The Lesson Hollywood Cannot Teach Us
Gary Webb: Kill the Messenger
Possibly the most insightful statement ever made by a journalist was from Gary Webb, who killed himself in 2004, years after the CIA and media rivals destroyed his career and credibility.
I was winning awards, getting raises, lecturing college classes, appearing on TV shows, and judging journalism contests. And then I wrote some stories that made me realize how sadly misplaced my bliss had been. The reason I’d enjoyed such smooth sailing for so long hadn’t been, as I’d assumed, because I was careful and diligent and good at my job. The truth was that, in all those years, I hadn’t written anything important enough to suppress.

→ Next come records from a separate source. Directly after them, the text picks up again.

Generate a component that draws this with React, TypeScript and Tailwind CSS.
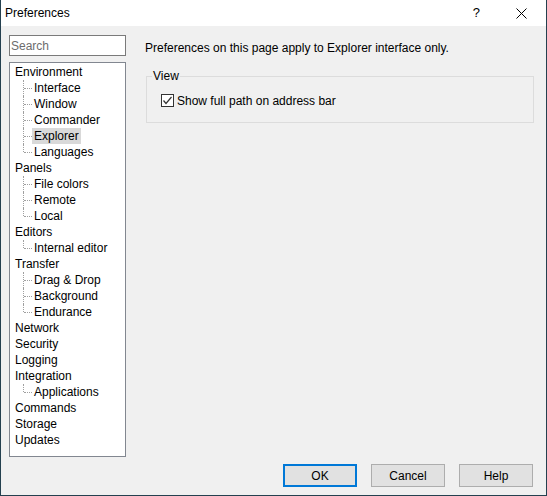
import React from "react";

type Node = { label: string; children?: string[] };

const tree: Node[] = [
  { label: "Environment", children: ["Interface", "Window", "Commander", "Explorer", "Languages"] },
  { label: "Panels", children: ["File colors", "Remote", "Local"] },
  { label: "Editors", children: ["Internal editor"] },
  { label: "Transfer", children: ["Drag & Drop", "Background", "Endurance"] },
  { label: "Network" },
  { label: "Security" },
  { label: "Logging" },
  { label: "Integration", children: ["Applications"] },
  { label: "Commands" },
  { label: "Storage" },
  { label: "Updates" },
];

const font = { fontFamily: '"Liberation Sans", Arial, sans-serif' };

function ChildRow({ label, last, selected }: { label: string; last: boolean; selected: boolean }) {
  return (
    <div className="relative flex h-4 items-center pl-[17px]">
      {/* tree connector */}
      <span
        className={`absolute left-[8px] top-0 w-0 border-l border-dotted border-[#a0a0a0] ${last ? "h-[8px]" : "h-4"}`}
      />
      <span className="absolute left-[9px] top-[8px] w-[8px] border-t border-dotted border-[#a0a0a0]" />
      <span className={`px-[2px] leading-4 ${selected ? "bg-[#d9d9d9]" : ""}`}>{label}</span>
    </div>
  );
}

function Button({ label, primary }: { label: string; primary?: boolean }) {
  return (
    <button
      className={`h-[23px] w-[74px] bg-[#e1e1e1] text-[12px] text-black ${
        primary ? "border-2 border-[#0078d7]" : "border border-[#adadad]"
      }`}
    >
      {label}
    </button>
  );
}

export default function App() {
  return (
    <div
      className="flex h-[496px] w-[547px] flex-col border-x border-b border-[#24404f] bg-[#f0f0f0] text-[12px] text-black"
      style={font}
    >
      {/* Title bar */}
      <div className="flex h-[26px] items-center bg-white pl-[4px]">
        <span className="flex-1 text-[12px]">Preferences</span>
        <span className="mr-[36px] text-[13px]">?</span>
        <svg width="11" height="11" viewBox="0 0 11 11" className="mr-[19px]">
          <path d="M0.5 0.5 L10.5 10.5 M10.5 0.5 L0.5 10.5" stroke="#000" strokeWidth="1" />
        </svg>
      </div>

      {/* Body */}
      <div className="flex h-[431px] pl-[8px] pt-[9px]">
        <div className="flex w-[117px] flex-col gap-[6px]">
          <div className="flex h-[21px] items-center border border-[#7a7a7a] bg-white pl-[1px] text-[#6d6d6d]">
            Search
          </div>
          <div className="h-[395px] border border-[#828790] bg-white pl-[5px] pt-[1px]">
            {tree.map((n) => (
              <div key={n.label}>
                <div className="h-4 leading-4">{n.label}</div>
                {n.children?.map((c, i) => (
                  <ChildRow
                    key={c}
                    label={c}
                    last={i === n.children!.length - 1}
                    selected={c === "Explorer"}
                  />
                ))}
              </div>
            ))}
          </div>
        </div>

        <div className="flex flex-1 flex-col pl-[19px] pr-[12px]">
          <div className="mt-[5px] h-4 leading-4">Preferences on this page apply to Explorer interface only.</div>
          <div className="relative ml-[1px] mt-[20px] h-[47px] border border-[#dcdcdc]">
            <span className="absolute -top-[9px] left-[5px] bg-[#f0f0f0] px-[1px] leading-4">View</span>
            <label className="ml-[14px] mt-[17px] flex h-[13px] items-center gap-[3px]">
              <svg width="13" height="13" viewBox="0 0 13 13">
                <rect x="0.5" y="0.5" width="12" height="12" fill="#fff" stroke="#333" />
                <path d="M2.5 6.5 L5 9.5 L10.5 3" fill="none" stroke="#333" strokeWidth="1.2" />
              </svg>
              <span>Show full path on address bar</span>
            </label>
          </div>
        </div>
      </div>

      {/* Footer */}
      <div className="flex justify-end gap-[14px] pr-[13px] pt-[7px]">
        <Button label="OK" primary />
        <Button label="Cancel" />
        <Button label="Help" />
      </div>
    </div>
  );
}
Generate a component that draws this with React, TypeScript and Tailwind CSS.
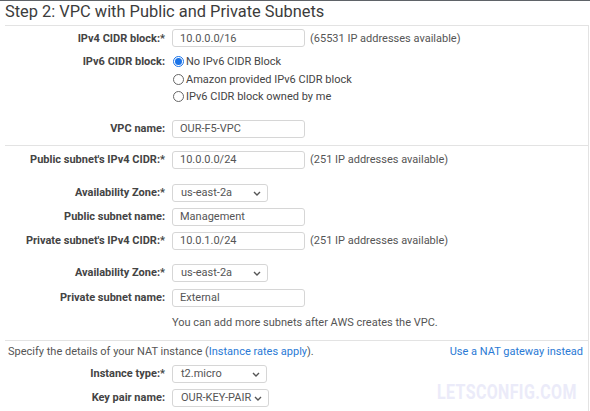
import React from 'react';

function Row({ label, className = '', children }: { label: string; className?: string; children: React.ReactNode }) {
  return (
    <div className={`flex items-center h-[18px] ${className}`}>
      <div className="w-[160px] shrink-0 text-right font-bold text-[#444]">{label}</div>
      <div className="pl-[7px] flex items-center">{children}</div>
    </div>
  );
}

function TextBox({ value }: { value: string }) {
  return (
    <div className="w-[133px] h-[18px] border border-[#d6d6d6] rounded-[3px] pl-[7px] flex items-center text-[#555]">
      {value}
    </div>
  );
}

function Select({ value, w = 'w-[96px]' }: { value: string; w?: string }) {
  return (
    <div className={`${w} h-[18px] border border-[#d6d6d6] rounded-[3px] pl-[8px] pr-[6px] flex items-center justify-between text-[#555]`}>
      <span>{value}</span>
      <svg width="8" height="5" viewBox="0 0 8 5" className="mt-[1px]">
        <path d="M1 1 L4 4 L7 1" fill="none" stroke="#555" strokeWidth="1.4" />
      </svg>
    </div>
  );
}

function Radio({ checked, label }: { checked?: boolean; label: string }) {
  return (
    <div className="flex items-center h-[17.5px] text-[#444]">
      {checked ? (
        <span className="w-[11px] h-[11px] rounded-full border border-[#1a73e8] flex items-center justify-center mr-[2px] ml-[2px]">
          <span className="w-[7px] h-[7px] rounded-full bg-[#1a73e8]" />
        </span>
      ) : (
        <span className="w-[11px] h-[11px] rounded-full border border-[#666] mr-[2px] ml-[2px]" />
      )}
      <span>{label}</span>
    </div>
  );
}

export default function App() {
  return (
    <div className="relative w-[590px] h-[411px] bg-white border-t border-[#5f6368] overflow-hidden text-[11px] leading-none" style={{ fontFamily: 'Roboto, "Liberation Sans", sans-serif' }}>
      <h1 className="h-[24px] pl-[5px] text-[16.4px] leading-[22px] text-[#3c3c3c]">Step 2: VPC with Public and Private Subnets</h1>
      <div className="ml-[5px] w-[584px] border-t border-r border-[#e3e3e3] pb-[20px]">
        <Row label="IPv4 CIDR block:*" className="mt-[3px]">
          <TextBox value="10.0.0.0/16" />
          <span className="ml-[5px] text-[#555]">(65531 IP addresses available)</span>
        </Row>
        <div className="flex mt-[6px]">
          <div className="w-[160px] shrink-0 text-right font-bold text-[#444] h-[17.5px] flex items-center justify-end">IPv6 CIDR block:</div>
          <div className="pl-[6px]">
            <Radio checked label="No IPv6 CIDR Block" />
            <Radio label="Amazon provided IPv6 CIDR block" />
            <Radio label="IPv6 CIDR block owned by me" />
          </div>
        </div>
        <Row label="VPC name:" className="mt-[14px]">
          <TextBox value="OUR-F5-VPC" />
        </Row>
        <div className="mt-[7px] border-t border-[#e3e3e3]" />
        <Row label="Public subnet's IPv4 CIDR:*" className="mt-[5px]">
          <TextBox value="10.0.0.0/24" />
          <span className="ml-[5px] text-[#555]">(251 IP addresses available)</span>
        </Row>
        <Row label="Availability Zone:*" className="mt-[15px]">
          <Select value="us-east-2a" />
        </Row>
        <Row label="Public subnet name:" className="mt-[6px]">
          <TextBox value="Management" />
        </Row>
        <Row label="Private subnet's IPv4 CIDR:*" className="mt-[6px]">
          <TextBox value="10.0.1.0/24" />
          <span className="ml-[5px] text-[#555]">(251 IP addresses available)</span>
        </Row>
        <Row label="Availability Zone:*" className="mt-[14px]">
          <Select value="us-east-2a" />
        </Row>
        <Row label="Private subnet name:" className="mt-[7px]">
          <TextBox value="External" />
        </Row>
        <div className="mt-[8px] h-[16px] flex items-center pl-[167px] text-[#555]">
          You can add more subnets after AWS creates the VPC.
        </div>
        <div className="mt-[9px] border-t border-[#e3e3e3]" />
        <div className="mt-[3px] h-[16px] flex items-center justify-between pl-[3px] pr-[5px] text-[#555]">
          <span>
            Specify the details of your NAT instance (<span className="text-[#2a7ad5]">Instance rates apply</span>).
          </span>
          <span className="text-[#2a7ad5]">Use a NAT gateway instead</span>
        </div>
        <Row label="Instance type:*" className="mt-[5px]">
          <Select value="t2.micro" w="w-[95px]" />
        </Row>
        <Row label="Key pair name:" className="mt-[6px]">
          <Select value="OUR-KEY-PAIR" w="w-[97px]" />
        </Row>
      </div>
      <div className="absolute left-[437px] top-[381px] text-[21px] font-bold text-[#ebebf9] tracking-[0.5px] origin-left scale-x-[0.76]" style={{ fontFamily: 'Roboto, sans-serif' }}>
        LETSCONFIG.COM
      </div>
    </div>
  );
}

Now Hollywood is making a film, called Kill the Messenger, about the San Jose Mercury News reporter. Webb briefly created a national scandal in 1996 by exposing how the CIA-backed Contras in Latin America had funded their guerrilla war through trafficking crack cocaine to African American communities in the US, with the knowledge of the CIA and other US agencies. The scandal quickly subsided because the CIA and other journalists – from the New York Times, the Washington Post and especially from the LA Times, who had been scooped on their own patch by Webb – waged a campaign of vilification. The toll eventually led Webb to take his own life.
It should be welcome news that his original revelations will be heard by a new generation, and that the US media’s hand-in-glove relationship to the US intelligence agencies will get national exposure.
A story like Webb’s ought to remind us that the CIA, the NSA and other US agencies are not there ultimately to “do good”, not even to serve us, the people, but to help prop up a world order that benefits a small, greedy global elite and to spread fear and misinformation among the rest of us to keep us divided and obedient. And the media’s role is to serve that same global elite, rarely to hold it to account. That was the mistake made by Webb and briefly by his news editors, who quickly abandoned Webb after more senior colleagues on bigger papers taught them what journalism is really about.
But I fear Hollywood’s interest should be read in different terms. It signifies a realisation by movie execs that Webb’s revelations are now old enough to constitute “history”, no more threatening to the contemporary reputations of the CIA or the US media than filming Mutiny on the Bounty was to the modern British navy.
Hollywood knows that where there’s a good story, there’s money to be made from us – audiences only too happy to be outraged at injustice but also only too wiling to believe such “ancient” injustices offer no lessons for the present. For that reason, it is doubtful Kill the Messenger’s viewers will emerge from the film more critical news consumers. They will still trust their daily paper and the TV news, and still assume that when all the president’s men tell them of events on distant shores – from Venezuela to Iran, Syria and Ukraine – they are being told the unvarnished truth.